Record extracts.
• • • •
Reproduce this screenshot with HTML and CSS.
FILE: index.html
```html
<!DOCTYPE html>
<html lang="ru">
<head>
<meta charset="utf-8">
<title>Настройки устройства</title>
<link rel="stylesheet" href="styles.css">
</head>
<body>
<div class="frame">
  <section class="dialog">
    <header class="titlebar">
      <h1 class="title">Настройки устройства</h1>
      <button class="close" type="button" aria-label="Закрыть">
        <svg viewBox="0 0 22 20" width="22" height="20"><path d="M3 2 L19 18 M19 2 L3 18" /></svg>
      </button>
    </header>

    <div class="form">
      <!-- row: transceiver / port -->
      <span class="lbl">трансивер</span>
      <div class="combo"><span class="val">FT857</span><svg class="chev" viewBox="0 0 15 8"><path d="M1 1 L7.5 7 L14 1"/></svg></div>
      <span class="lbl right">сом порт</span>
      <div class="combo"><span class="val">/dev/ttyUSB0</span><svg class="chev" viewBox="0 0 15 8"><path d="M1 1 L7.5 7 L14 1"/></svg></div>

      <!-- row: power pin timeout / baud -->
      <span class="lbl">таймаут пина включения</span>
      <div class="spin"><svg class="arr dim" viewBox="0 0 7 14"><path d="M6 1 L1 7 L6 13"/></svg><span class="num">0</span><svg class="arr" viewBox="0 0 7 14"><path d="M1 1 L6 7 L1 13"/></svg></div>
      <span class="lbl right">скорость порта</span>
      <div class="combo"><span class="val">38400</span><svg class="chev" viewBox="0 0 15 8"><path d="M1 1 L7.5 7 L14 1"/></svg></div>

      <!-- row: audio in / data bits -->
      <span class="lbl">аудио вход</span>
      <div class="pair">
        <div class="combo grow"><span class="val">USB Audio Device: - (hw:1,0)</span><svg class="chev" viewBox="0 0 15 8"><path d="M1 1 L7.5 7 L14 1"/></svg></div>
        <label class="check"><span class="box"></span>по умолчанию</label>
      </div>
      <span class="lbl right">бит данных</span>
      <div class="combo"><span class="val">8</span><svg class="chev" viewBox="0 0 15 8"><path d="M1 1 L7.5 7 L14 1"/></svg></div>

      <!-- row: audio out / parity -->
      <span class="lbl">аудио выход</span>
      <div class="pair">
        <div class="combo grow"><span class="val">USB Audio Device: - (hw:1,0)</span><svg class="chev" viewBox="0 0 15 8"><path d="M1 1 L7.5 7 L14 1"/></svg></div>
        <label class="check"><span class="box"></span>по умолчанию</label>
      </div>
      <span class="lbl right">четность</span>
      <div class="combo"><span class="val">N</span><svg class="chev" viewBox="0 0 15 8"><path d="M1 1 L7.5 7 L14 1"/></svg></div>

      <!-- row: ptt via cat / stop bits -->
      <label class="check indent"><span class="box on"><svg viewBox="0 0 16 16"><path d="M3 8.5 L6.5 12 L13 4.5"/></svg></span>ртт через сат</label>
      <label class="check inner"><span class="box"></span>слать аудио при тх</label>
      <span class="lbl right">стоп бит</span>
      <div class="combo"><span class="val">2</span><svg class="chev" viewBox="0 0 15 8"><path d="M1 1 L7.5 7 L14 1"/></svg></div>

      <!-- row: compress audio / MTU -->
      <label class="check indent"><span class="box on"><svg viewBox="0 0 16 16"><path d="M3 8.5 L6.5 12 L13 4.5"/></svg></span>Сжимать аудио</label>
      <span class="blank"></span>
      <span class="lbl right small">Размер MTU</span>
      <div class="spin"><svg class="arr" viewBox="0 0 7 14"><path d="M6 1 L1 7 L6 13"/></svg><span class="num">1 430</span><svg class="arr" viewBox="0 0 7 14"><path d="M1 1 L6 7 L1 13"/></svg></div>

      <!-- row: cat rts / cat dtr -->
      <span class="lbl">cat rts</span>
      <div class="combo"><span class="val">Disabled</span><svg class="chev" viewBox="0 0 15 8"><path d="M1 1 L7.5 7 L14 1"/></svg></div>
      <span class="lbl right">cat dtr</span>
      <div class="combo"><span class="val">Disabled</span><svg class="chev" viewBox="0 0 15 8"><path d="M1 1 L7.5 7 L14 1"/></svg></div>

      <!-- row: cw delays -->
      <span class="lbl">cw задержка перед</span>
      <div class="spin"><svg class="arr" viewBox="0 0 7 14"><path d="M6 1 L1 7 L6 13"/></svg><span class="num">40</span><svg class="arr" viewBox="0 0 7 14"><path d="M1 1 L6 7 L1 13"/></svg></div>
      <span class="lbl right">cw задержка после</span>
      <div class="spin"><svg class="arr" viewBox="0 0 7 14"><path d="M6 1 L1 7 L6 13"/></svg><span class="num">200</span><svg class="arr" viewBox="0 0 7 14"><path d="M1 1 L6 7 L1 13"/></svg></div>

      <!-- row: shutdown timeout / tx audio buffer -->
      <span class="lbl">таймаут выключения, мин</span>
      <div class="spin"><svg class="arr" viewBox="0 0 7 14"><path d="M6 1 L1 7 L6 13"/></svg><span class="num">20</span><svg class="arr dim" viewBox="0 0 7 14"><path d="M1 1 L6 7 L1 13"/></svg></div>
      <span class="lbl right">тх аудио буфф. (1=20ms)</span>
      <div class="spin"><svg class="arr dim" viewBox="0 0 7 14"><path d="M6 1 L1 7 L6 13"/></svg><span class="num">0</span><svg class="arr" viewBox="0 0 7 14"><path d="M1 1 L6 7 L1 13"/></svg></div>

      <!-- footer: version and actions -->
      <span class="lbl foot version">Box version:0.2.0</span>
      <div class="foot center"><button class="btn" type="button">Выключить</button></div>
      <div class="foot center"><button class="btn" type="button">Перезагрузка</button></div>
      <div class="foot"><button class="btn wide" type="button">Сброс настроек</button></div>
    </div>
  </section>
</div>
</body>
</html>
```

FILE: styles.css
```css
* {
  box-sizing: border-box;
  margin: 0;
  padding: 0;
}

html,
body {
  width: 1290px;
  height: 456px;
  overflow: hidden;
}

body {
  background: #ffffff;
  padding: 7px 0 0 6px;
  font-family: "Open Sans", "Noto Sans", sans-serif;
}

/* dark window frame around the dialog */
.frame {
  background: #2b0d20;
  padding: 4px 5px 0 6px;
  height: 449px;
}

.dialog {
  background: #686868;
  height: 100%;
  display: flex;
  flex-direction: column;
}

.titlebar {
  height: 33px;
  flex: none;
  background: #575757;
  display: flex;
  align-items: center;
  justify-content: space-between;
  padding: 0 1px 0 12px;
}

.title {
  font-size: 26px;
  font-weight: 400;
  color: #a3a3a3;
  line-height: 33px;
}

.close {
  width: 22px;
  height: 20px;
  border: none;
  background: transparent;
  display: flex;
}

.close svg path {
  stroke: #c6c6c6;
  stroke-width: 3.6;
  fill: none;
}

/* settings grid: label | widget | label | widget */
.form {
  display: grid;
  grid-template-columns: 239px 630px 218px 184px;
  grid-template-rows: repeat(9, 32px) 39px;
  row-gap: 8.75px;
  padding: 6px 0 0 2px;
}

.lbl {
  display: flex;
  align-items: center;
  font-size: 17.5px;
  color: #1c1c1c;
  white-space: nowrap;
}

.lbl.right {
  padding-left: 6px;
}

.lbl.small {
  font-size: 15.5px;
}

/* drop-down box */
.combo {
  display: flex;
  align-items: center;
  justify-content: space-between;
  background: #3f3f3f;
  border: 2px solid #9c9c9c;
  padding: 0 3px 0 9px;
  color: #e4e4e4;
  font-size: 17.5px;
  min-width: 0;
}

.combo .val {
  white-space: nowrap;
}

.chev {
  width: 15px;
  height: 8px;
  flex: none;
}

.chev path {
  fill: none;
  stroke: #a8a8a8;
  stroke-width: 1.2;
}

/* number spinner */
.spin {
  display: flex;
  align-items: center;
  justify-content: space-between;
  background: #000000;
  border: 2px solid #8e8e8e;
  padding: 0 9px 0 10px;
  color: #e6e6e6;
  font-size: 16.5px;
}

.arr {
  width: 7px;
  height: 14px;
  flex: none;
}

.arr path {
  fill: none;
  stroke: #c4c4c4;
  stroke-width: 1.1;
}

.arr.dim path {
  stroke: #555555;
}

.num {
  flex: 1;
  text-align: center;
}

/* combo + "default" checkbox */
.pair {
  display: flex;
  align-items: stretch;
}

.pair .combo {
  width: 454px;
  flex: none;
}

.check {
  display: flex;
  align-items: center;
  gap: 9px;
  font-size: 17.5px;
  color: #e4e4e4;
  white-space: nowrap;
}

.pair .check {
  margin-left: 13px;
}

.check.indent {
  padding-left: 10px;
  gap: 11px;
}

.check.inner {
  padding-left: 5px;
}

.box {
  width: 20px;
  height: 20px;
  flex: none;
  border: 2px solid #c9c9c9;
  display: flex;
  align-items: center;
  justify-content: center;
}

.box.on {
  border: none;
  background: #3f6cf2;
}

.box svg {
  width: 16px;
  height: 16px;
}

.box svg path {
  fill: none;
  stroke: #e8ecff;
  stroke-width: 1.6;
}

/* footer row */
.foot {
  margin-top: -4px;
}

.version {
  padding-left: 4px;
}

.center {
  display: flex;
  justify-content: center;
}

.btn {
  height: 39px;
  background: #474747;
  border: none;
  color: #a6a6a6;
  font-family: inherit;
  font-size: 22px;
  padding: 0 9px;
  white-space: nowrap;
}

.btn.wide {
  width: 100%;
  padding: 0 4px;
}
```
• • • •
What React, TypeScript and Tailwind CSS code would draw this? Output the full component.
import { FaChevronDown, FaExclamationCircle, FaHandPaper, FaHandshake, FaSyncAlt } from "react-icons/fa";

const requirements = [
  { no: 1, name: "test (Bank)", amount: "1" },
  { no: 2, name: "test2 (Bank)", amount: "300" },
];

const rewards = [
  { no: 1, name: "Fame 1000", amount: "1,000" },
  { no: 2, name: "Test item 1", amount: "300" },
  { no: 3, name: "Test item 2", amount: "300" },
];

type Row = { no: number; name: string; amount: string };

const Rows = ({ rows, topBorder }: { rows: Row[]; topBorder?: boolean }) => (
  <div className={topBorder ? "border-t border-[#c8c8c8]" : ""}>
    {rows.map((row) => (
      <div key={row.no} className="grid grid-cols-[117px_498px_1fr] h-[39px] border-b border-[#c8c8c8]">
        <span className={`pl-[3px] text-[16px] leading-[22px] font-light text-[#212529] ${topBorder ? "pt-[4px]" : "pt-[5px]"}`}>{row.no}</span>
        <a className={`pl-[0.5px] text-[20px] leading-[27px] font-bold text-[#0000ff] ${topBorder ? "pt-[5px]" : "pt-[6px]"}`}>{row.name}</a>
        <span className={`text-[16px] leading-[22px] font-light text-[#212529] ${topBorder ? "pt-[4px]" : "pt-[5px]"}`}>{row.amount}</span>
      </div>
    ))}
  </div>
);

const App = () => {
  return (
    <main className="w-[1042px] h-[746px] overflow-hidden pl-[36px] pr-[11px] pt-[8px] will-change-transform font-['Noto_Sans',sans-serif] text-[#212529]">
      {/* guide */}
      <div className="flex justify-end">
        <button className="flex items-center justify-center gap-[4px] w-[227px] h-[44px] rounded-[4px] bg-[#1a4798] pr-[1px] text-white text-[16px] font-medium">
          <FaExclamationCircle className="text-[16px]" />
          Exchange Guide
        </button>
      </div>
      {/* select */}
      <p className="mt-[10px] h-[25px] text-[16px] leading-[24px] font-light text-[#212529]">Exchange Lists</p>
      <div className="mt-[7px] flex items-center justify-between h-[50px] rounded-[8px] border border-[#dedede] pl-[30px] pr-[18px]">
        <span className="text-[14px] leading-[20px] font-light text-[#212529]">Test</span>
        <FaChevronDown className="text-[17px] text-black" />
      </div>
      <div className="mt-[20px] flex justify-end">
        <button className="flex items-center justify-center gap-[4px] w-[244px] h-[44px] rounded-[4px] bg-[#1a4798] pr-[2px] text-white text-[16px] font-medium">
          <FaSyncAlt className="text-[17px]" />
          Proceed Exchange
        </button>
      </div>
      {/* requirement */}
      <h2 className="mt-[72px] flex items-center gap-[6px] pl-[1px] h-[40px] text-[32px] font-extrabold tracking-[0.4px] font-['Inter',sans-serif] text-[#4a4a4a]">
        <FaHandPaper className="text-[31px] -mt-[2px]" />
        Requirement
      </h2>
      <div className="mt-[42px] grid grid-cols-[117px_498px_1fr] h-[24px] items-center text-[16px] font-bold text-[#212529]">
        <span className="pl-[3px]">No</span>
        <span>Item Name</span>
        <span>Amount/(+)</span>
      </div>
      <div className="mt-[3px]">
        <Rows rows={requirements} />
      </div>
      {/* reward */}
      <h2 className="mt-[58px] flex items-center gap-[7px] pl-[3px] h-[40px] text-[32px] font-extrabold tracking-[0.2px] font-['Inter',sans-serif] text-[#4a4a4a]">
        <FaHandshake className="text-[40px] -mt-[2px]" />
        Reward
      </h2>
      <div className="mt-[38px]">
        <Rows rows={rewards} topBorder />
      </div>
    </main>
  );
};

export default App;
• • • •
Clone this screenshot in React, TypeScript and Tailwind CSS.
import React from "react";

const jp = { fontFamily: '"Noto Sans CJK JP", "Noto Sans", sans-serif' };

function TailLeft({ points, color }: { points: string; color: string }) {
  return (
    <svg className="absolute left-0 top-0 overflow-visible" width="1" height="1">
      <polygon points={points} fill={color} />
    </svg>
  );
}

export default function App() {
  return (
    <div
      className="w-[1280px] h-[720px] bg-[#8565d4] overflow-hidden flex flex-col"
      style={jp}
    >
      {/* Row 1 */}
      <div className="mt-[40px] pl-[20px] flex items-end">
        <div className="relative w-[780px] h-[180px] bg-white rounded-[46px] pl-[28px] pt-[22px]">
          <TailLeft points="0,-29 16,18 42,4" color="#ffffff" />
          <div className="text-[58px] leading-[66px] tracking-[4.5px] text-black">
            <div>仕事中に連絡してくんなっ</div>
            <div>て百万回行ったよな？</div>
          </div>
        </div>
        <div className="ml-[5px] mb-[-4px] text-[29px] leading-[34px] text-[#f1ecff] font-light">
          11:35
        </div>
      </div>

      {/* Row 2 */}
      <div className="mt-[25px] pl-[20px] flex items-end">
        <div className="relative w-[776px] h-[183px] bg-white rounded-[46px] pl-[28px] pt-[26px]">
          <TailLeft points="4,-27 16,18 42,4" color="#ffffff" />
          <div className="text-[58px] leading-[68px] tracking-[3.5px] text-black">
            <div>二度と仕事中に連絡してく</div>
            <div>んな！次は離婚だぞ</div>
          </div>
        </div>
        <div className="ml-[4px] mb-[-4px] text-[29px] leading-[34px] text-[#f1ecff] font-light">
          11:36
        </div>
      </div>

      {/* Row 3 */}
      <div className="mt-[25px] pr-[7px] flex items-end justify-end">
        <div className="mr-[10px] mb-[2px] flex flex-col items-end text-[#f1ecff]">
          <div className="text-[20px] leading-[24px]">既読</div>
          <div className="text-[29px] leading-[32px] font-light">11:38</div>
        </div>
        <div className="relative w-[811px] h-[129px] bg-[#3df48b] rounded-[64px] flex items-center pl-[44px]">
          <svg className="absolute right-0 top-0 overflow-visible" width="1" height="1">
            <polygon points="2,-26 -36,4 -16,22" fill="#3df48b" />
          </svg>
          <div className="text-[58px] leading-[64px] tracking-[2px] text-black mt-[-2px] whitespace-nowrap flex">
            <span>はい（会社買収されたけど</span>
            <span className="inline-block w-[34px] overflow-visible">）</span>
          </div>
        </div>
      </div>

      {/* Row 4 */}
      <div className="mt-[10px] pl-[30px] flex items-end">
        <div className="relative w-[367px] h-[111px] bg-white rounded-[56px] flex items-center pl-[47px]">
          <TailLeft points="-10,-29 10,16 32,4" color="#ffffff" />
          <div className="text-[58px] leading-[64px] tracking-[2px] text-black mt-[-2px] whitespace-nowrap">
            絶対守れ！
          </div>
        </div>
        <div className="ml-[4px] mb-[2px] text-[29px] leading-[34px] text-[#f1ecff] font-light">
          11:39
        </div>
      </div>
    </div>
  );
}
• • • •
Objective.
Filter out every line that lacks the word "Tailwind", and copy the rest.

The output.
What React, TypeScript and Tailwind CSS code would draw this? Output the full component.
Clone this screenshot in React, TypeScript and Tailwind CSS.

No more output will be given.